PROBLEM TO SOLVE
Begin at the line containing "The picture is" and stop at the line containing "const navLinks = ['PROFILE', 'ADMIN', 'ABOUT', 'GET"; copy those lines exactly, ends included, and nothing else.

[GIVEN DATA start]

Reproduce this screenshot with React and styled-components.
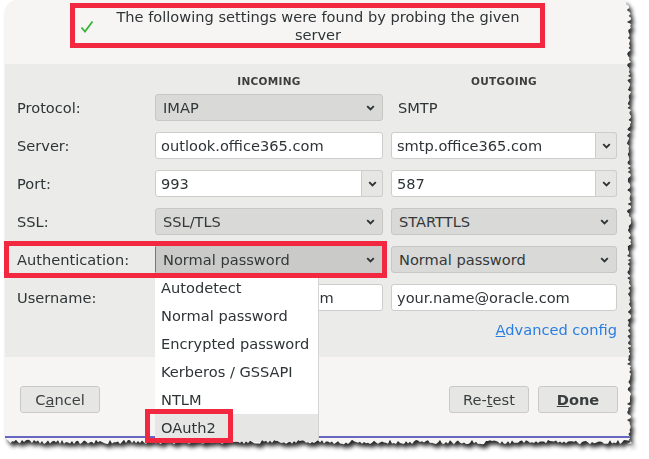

[GIVEN DATA end]
[GIVEN DATA start]

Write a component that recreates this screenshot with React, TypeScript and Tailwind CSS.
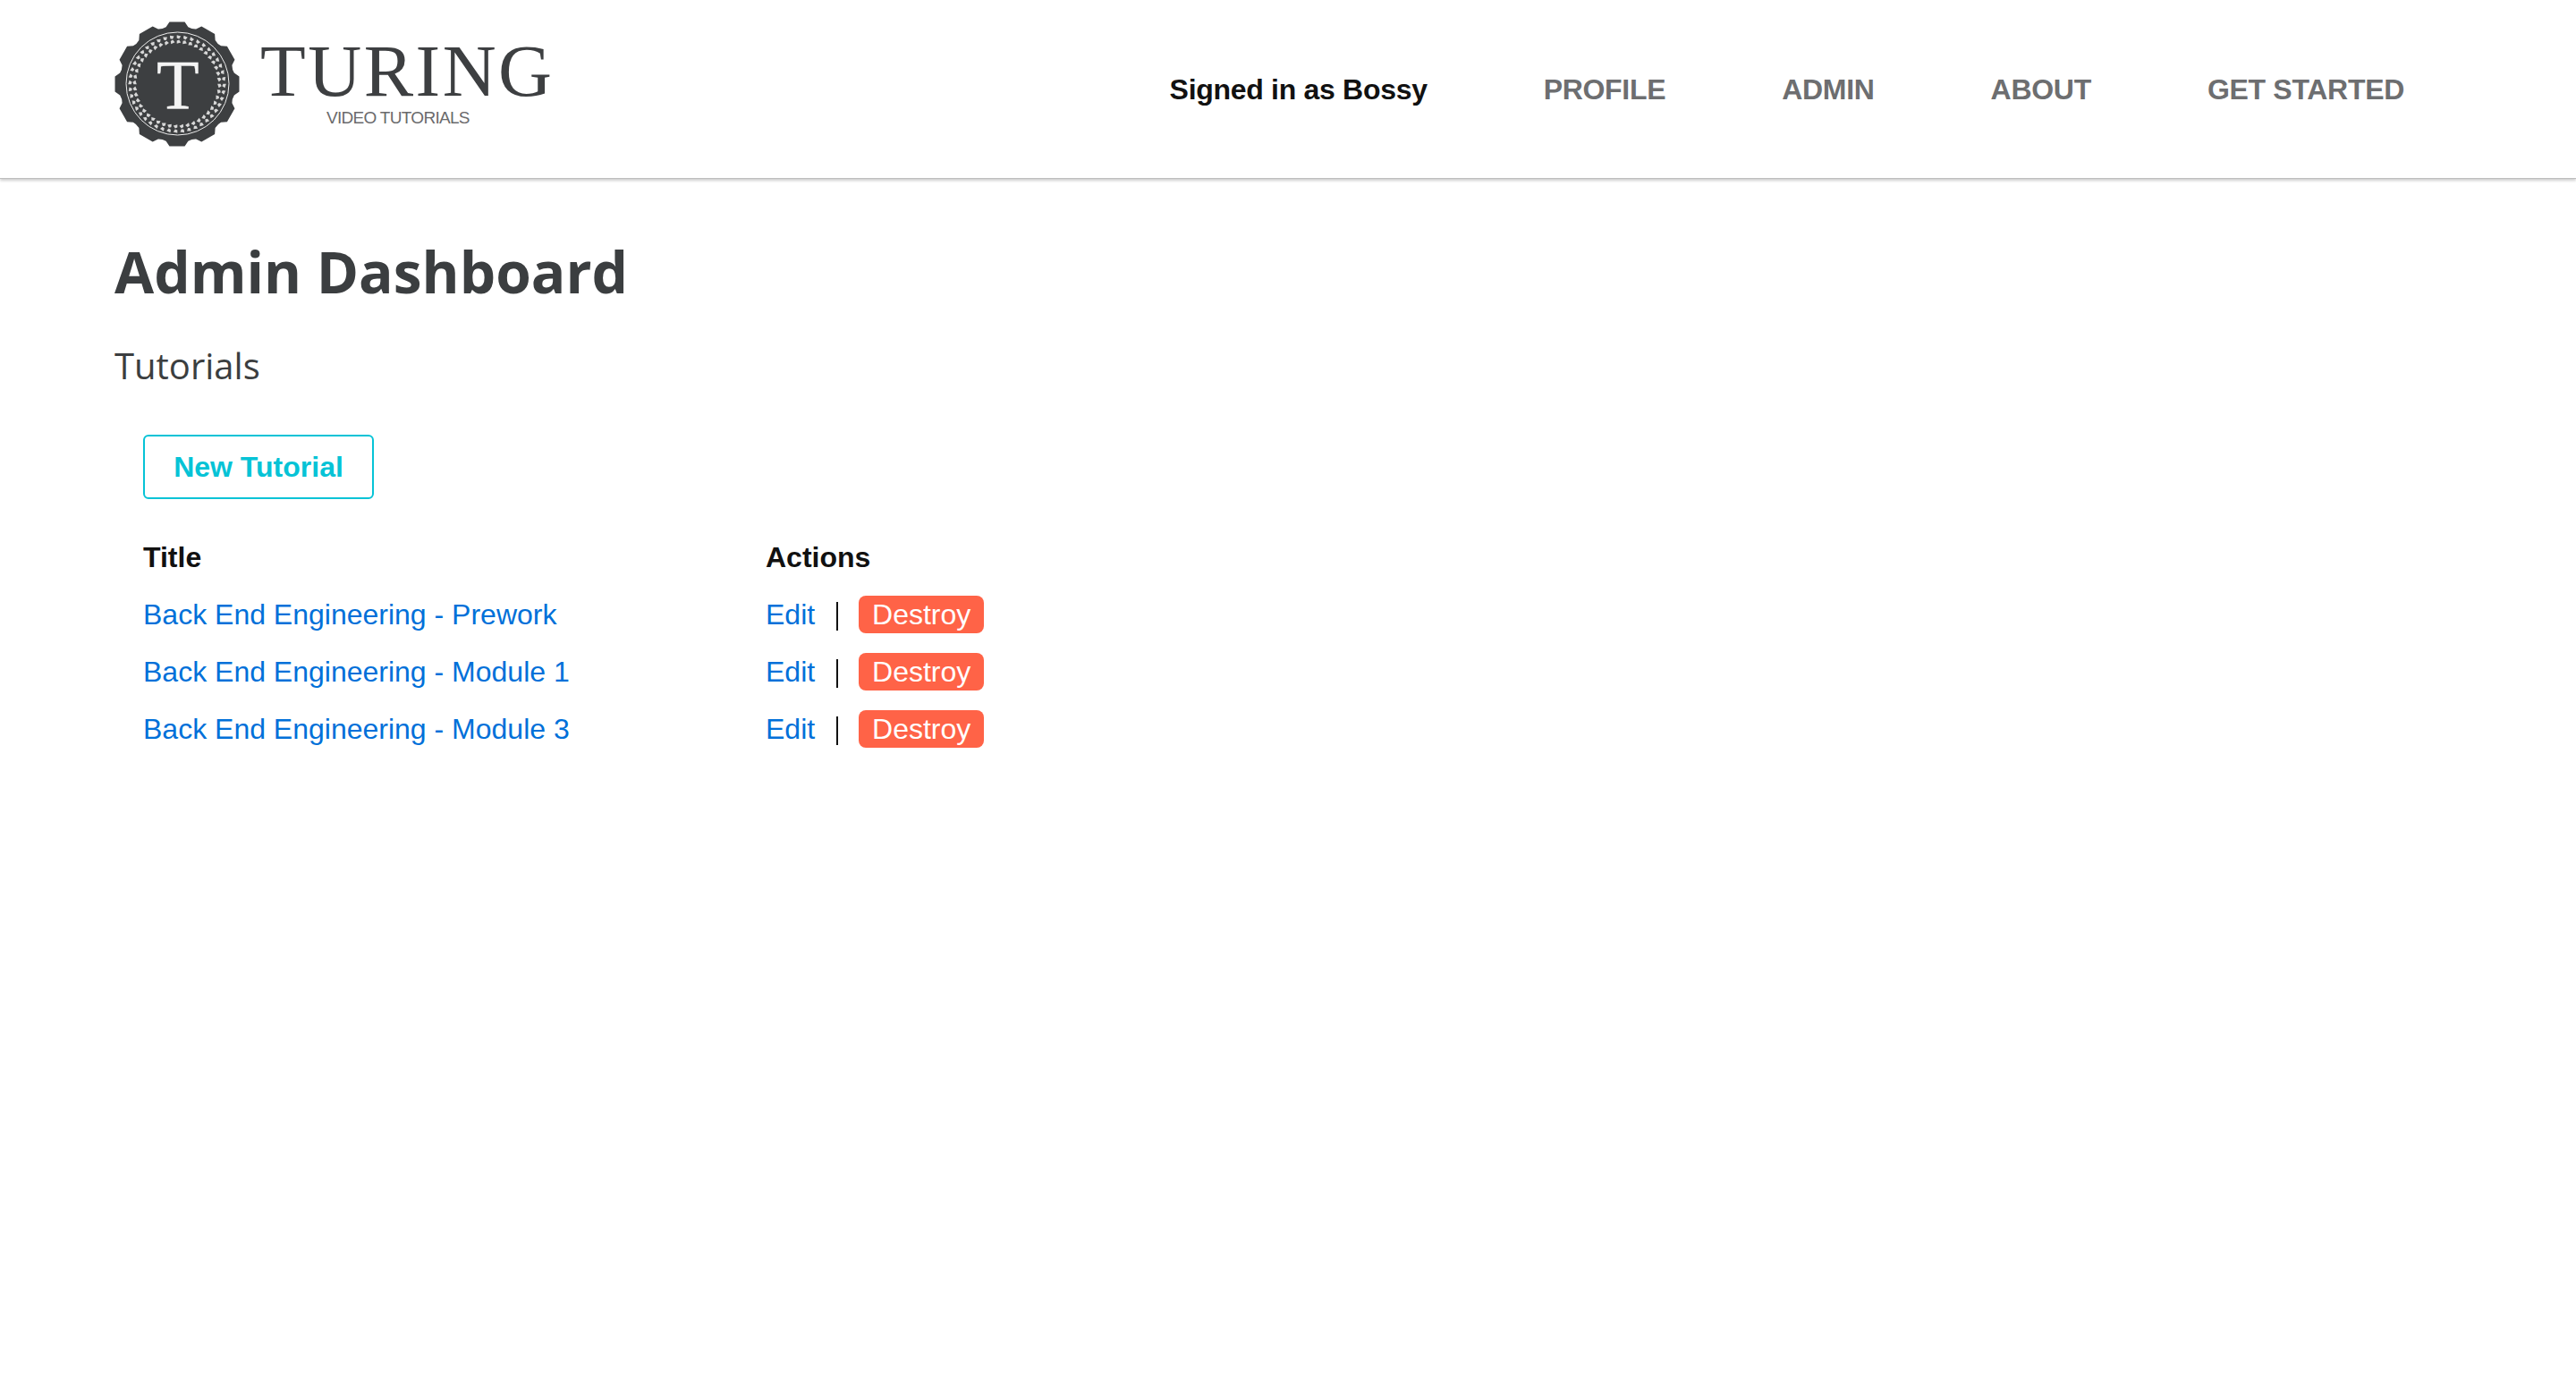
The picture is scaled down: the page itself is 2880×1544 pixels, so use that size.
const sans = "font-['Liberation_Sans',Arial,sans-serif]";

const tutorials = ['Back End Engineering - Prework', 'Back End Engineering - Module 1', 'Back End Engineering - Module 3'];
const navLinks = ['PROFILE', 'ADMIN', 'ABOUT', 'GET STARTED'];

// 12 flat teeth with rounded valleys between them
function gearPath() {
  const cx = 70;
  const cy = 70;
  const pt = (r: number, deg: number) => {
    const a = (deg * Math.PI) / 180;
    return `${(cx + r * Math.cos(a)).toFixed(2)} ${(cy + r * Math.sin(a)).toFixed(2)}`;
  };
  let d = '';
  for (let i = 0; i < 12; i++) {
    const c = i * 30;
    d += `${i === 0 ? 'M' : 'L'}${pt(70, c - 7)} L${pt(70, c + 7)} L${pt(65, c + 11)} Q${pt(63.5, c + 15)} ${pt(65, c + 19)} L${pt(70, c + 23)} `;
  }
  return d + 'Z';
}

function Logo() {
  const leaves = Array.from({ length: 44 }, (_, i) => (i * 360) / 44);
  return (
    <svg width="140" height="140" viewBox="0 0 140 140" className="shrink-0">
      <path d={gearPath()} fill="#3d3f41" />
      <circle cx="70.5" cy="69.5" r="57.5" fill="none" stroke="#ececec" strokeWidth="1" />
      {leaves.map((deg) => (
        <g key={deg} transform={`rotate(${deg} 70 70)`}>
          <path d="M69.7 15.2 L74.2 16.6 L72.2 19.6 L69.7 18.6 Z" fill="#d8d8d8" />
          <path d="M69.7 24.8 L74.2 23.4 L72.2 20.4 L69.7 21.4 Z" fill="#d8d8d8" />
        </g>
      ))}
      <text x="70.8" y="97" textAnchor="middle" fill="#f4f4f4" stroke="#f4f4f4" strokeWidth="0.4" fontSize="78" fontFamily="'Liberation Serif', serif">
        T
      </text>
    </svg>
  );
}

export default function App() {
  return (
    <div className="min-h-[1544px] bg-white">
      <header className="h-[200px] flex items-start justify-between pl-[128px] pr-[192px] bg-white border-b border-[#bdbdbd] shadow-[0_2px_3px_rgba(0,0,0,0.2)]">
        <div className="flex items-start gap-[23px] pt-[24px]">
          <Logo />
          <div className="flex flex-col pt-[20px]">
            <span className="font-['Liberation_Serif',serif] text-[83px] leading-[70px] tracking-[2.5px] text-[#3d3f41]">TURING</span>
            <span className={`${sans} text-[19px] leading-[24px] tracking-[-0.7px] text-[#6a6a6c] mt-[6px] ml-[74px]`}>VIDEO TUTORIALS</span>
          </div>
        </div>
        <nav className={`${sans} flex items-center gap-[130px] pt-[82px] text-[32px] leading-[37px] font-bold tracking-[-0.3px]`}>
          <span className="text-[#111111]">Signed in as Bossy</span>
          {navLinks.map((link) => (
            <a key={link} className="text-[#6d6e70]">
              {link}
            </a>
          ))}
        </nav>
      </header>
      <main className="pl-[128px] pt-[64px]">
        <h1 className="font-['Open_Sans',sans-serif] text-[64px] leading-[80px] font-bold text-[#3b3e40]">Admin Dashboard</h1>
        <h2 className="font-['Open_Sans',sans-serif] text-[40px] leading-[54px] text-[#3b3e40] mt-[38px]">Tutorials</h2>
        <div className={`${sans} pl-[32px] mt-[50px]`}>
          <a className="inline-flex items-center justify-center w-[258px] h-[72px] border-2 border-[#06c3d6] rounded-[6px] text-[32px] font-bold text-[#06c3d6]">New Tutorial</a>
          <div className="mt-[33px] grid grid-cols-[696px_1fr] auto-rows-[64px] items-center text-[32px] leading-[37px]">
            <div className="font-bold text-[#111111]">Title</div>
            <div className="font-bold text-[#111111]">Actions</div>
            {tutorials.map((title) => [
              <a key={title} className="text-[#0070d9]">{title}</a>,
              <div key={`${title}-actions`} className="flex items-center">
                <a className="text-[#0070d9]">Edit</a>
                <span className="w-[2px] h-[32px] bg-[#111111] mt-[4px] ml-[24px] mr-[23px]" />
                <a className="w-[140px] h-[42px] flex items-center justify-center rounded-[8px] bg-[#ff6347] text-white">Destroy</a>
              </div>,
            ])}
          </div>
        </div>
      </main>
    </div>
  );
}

[GIVEN DATA end]
[GIVEN DATA start]

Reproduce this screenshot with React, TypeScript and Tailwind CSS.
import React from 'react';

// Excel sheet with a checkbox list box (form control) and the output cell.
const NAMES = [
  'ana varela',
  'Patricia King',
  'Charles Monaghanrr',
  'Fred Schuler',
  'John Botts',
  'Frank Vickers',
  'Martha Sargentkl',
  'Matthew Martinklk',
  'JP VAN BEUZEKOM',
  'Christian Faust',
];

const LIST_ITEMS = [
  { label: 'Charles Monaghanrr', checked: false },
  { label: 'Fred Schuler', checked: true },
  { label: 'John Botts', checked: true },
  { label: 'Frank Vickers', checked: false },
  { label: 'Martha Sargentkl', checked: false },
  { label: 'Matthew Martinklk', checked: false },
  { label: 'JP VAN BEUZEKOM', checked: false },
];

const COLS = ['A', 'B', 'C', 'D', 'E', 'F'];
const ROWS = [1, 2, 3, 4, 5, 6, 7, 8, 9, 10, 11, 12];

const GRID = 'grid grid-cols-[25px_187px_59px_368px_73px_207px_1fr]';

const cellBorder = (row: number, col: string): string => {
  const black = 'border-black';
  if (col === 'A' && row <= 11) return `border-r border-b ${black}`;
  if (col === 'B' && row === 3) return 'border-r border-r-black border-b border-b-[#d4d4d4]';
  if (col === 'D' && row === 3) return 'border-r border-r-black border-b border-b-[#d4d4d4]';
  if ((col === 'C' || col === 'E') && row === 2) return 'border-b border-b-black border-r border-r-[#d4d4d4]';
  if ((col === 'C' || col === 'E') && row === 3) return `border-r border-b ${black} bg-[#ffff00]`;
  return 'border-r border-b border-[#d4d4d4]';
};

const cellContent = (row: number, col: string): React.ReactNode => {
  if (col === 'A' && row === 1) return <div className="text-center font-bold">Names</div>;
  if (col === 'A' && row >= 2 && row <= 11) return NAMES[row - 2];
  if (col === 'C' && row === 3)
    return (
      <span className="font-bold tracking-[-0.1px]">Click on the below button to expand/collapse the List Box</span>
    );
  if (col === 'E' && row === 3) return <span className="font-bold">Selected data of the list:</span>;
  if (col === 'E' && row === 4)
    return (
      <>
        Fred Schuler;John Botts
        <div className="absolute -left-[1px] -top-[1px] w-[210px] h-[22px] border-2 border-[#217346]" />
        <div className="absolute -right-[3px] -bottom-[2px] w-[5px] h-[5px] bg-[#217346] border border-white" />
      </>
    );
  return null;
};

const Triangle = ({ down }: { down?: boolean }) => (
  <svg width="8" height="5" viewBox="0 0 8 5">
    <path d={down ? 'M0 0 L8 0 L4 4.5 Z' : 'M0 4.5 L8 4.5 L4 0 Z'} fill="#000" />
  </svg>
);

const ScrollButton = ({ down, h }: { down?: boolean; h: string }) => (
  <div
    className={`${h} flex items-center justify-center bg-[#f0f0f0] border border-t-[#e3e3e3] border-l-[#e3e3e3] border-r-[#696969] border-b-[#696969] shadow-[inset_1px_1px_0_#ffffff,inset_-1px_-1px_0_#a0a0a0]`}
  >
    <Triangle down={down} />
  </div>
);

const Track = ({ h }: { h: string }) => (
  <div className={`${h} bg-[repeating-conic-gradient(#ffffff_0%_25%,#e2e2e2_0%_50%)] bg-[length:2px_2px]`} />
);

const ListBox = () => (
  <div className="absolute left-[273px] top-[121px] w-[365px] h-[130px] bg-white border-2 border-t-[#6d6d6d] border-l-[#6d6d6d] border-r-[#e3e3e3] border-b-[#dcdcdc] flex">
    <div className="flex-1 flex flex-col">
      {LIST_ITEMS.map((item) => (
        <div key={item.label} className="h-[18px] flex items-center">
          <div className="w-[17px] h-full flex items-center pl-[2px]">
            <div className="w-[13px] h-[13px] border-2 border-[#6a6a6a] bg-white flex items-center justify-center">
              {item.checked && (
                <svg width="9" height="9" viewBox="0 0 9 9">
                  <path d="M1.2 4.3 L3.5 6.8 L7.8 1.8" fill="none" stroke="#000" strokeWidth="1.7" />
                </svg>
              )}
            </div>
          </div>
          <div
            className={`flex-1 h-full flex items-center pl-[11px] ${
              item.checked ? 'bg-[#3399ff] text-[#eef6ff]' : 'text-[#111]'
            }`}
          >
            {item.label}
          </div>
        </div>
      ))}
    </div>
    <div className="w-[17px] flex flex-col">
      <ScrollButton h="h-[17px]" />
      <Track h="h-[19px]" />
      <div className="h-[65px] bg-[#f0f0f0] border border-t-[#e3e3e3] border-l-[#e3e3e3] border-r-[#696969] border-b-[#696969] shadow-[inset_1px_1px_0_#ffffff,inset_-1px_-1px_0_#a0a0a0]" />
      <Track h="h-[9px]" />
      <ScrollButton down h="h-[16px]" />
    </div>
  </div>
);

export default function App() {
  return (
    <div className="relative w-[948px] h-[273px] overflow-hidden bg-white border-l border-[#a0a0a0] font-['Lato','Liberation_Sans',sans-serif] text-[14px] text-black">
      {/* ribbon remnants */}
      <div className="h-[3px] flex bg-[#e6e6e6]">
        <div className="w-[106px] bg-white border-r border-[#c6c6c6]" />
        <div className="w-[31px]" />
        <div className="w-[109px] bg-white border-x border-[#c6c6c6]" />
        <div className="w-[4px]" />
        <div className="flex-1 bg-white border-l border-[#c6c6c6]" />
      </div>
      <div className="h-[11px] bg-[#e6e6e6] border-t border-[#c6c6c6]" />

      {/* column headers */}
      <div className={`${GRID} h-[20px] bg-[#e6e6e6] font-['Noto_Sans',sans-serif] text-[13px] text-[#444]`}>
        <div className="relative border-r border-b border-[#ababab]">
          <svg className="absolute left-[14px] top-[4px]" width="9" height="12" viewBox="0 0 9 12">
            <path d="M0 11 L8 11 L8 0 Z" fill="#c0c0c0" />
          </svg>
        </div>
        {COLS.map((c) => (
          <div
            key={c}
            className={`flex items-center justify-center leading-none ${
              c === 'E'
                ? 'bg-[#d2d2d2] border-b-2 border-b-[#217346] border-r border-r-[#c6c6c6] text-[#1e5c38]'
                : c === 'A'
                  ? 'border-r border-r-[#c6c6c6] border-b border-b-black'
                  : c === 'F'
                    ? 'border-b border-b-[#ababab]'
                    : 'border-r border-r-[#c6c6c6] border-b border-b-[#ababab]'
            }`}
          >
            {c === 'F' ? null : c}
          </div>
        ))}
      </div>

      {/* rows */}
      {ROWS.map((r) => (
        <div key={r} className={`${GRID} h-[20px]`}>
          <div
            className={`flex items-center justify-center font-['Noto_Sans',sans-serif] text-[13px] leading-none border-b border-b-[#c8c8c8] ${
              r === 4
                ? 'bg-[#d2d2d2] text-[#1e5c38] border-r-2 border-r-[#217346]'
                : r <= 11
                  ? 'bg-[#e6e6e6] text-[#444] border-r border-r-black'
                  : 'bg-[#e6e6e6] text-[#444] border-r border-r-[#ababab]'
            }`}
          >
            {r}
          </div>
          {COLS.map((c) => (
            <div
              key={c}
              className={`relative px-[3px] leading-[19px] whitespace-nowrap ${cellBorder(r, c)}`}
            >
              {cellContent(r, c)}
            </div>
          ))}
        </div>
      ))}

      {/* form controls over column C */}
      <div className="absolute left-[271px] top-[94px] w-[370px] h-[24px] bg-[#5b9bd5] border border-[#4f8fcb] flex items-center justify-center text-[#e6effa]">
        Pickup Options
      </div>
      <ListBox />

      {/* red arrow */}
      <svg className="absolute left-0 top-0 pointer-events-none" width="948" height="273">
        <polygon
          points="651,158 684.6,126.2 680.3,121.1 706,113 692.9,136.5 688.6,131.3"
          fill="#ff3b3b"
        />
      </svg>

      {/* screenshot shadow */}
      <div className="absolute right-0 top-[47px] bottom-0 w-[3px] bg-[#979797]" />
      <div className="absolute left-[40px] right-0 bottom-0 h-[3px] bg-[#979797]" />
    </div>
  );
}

[GIVEN DATA end]

EXERCISE ANSWER
The picture is scaled down: the page itself is 2880×1544 pixels, so use that size.
const sans = "font-['Liberation_Sans',Arial,sans-serif]";

const tutorials = ['Back End Engineering - Prework', 'Back End Engineering - Module 1', 'Back End Engineering - Module 3'];
const navLinks = ['PROFILE', 'ADMIN', 'ABOUT', 'GET STARTED'];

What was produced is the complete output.